▼
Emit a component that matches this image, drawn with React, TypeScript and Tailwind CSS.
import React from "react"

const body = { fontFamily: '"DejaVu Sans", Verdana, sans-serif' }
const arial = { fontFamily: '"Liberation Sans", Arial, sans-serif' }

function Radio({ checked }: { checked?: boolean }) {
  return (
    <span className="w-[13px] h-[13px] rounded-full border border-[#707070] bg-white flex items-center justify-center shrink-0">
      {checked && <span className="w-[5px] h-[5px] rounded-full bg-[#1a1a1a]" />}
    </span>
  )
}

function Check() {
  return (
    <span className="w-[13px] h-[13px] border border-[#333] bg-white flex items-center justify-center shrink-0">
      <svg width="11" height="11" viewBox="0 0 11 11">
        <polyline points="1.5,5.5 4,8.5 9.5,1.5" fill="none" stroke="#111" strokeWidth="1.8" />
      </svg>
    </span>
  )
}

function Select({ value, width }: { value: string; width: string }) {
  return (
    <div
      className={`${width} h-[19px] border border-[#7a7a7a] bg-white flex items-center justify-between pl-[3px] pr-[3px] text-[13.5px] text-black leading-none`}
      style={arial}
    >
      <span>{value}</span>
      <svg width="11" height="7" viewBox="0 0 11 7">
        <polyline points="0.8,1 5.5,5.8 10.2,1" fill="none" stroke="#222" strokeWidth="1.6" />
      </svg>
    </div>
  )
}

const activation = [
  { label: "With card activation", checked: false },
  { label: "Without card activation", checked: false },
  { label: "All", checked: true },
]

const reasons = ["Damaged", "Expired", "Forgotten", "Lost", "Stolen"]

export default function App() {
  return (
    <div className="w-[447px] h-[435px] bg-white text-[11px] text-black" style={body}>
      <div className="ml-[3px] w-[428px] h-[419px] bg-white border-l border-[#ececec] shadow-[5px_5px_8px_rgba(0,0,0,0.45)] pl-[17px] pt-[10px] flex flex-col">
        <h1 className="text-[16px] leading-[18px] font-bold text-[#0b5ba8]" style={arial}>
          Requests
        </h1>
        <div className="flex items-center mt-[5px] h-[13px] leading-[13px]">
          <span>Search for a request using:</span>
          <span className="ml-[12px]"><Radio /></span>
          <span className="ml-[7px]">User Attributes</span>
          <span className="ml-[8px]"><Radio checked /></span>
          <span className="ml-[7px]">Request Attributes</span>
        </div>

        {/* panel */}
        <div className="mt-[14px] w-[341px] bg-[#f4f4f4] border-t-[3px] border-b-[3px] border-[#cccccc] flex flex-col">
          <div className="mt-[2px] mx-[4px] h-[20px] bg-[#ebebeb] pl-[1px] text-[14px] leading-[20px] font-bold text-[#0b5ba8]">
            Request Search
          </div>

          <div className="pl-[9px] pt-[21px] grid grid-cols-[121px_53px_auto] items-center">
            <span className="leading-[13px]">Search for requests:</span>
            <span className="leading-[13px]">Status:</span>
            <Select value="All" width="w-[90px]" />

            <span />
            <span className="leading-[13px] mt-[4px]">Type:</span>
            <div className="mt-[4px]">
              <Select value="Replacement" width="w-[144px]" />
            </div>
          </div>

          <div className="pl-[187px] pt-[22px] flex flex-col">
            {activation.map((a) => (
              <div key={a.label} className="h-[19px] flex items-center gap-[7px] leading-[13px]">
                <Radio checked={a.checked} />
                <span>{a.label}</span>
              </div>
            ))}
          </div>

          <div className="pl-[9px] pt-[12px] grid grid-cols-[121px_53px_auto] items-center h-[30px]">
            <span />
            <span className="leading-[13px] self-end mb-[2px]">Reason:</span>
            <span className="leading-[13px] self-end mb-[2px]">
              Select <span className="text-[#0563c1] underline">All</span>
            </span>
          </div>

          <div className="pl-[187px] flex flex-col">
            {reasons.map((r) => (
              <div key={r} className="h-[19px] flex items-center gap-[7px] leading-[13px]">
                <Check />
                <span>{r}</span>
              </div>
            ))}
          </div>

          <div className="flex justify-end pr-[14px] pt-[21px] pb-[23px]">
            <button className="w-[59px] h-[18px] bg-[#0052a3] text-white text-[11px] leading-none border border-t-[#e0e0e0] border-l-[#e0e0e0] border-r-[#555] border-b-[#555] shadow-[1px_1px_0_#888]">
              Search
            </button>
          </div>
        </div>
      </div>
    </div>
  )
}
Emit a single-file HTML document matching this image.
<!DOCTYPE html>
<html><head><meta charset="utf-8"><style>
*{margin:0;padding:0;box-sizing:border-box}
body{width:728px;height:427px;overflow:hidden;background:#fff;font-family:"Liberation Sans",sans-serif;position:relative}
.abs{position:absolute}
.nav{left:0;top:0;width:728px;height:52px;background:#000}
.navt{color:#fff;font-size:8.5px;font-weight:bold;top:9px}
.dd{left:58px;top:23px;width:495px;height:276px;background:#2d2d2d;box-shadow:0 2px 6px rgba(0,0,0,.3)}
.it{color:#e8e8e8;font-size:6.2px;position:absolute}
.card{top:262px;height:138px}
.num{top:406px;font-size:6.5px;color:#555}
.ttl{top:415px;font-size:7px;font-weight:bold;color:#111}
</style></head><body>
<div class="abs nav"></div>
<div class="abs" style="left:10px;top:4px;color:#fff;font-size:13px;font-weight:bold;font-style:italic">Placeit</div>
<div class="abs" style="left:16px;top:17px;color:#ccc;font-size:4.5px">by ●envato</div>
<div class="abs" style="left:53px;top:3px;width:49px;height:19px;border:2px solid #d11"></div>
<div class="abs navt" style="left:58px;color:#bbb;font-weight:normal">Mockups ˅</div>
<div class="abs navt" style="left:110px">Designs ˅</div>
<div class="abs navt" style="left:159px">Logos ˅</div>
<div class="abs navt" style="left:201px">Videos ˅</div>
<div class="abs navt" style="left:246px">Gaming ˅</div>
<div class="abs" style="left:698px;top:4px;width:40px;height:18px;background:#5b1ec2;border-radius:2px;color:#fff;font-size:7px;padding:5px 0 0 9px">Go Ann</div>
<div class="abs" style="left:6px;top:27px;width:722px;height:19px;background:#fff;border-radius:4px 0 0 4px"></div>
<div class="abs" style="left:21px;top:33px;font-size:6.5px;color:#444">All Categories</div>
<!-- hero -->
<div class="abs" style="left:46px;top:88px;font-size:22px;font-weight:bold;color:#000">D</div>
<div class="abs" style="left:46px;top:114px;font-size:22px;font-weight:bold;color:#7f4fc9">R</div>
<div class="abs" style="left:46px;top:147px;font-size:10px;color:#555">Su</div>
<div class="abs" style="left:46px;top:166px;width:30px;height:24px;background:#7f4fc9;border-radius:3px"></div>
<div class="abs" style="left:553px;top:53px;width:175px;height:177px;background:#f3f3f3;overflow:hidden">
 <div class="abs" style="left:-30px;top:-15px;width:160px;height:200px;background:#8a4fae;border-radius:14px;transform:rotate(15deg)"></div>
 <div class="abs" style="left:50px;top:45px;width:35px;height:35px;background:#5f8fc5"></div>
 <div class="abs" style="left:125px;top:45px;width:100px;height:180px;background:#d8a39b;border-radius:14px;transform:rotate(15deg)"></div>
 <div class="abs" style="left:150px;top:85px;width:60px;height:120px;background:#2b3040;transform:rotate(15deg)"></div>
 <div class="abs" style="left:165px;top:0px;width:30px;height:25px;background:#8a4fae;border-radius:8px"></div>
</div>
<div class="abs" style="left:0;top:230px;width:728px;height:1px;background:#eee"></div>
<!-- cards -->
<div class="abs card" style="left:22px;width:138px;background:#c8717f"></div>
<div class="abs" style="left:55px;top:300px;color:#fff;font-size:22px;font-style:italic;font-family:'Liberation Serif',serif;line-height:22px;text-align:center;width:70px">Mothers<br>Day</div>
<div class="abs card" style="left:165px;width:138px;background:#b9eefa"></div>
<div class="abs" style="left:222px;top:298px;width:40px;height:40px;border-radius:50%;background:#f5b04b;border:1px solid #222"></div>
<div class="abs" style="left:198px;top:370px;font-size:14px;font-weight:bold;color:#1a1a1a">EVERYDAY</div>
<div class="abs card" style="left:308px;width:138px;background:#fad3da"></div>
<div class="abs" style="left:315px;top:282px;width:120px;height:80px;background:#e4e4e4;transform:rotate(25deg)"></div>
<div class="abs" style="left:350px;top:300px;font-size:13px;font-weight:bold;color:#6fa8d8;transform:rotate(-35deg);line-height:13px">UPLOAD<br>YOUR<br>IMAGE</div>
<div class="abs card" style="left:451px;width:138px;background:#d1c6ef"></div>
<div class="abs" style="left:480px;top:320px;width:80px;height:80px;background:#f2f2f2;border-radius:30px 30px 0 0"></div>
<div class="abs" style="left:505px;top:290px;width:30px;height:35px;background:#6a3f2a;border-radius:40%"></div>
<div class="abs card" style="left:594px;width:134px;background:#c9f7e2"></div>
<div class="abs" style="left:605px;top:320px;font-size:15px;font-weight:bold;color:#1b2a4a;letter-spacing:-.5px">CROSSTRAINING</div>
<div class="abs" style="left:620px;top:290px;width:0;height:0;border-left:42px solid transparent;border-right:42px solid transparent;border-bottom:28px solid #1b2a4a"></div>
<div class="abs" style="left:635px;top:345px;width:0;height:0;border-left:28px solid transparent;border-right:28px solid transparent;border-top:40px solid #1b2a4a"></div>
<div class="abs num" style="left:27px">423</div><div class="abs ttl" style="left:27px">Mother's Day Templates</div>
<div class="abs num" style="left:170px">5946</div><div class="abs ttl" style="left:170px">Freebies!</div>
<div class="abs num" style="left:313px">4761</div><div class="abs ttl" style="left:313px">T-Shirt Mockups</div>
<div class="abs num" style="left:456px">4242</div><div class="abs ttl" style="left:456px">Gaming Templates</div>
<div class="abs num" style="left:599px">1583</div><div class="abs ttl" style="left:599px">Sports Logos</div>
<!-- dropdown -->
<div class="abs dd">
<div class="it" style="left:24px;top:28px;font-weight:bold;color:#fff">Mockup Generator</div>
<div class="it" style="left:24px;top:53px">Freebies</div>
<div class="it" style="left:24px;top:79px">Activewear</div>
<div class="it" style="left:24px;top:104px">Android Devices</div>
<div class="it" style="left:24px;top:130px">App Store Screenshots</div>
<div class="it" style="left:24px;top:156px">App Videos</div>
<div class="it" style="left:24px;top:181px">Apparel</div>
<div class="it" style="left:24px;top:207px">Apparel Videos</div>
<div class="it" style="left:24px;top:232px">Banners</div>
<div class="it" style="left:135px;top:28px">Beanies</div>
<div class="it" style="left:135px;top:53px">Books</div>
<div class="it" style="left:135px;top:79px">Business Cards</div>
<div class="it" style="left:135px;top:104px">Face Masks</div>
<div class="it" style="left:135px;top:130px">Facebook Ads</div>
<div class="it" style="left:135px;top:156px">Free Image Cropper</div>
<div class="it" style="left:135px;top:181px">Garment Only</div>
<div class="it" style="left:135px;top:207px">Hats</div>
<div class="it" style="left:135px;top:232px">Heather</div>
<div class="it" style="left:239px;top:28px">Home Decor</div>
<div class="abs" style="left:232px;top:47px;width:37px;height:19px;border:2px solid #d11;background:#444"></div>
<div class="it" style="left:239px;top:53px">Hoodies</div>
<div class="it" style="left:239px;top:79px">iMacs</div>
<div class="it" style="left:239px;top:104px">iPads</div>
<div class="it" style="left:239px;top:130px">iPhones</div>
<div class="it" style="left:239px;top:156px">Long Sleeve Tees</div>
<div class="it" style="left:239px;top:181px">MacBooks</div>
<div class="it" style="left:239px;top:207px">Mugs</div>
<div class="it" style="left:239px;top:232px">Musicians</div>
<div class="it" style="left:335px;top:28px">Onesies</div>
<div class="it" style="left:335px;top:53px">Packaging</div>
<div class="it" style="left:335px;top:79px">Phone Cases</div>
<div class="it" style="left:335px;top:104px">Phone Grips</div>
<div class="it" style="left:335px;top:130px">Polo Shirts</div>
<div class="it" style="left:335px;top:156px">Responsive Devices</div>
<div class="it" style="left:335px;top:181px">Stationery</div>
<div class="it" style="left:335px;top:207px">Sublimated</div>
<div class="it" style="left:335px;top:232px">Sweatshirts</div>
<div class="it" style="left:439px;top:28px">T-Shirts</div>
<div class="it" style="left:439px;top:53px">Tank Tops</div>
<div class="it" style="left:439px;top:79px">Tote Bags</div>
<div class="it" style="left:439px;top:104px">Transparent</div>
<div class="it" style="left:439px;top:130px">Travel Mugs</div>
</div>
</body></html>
▲
## WHAT YOU WILL DO
Which lines contain the word "this"? Return each of them.

## FINISHED EXERCISE
Emit a component that matches this image, drawn with React, TypeScript and Tailwind CSS.
Emit a single-file HTML document matching this image.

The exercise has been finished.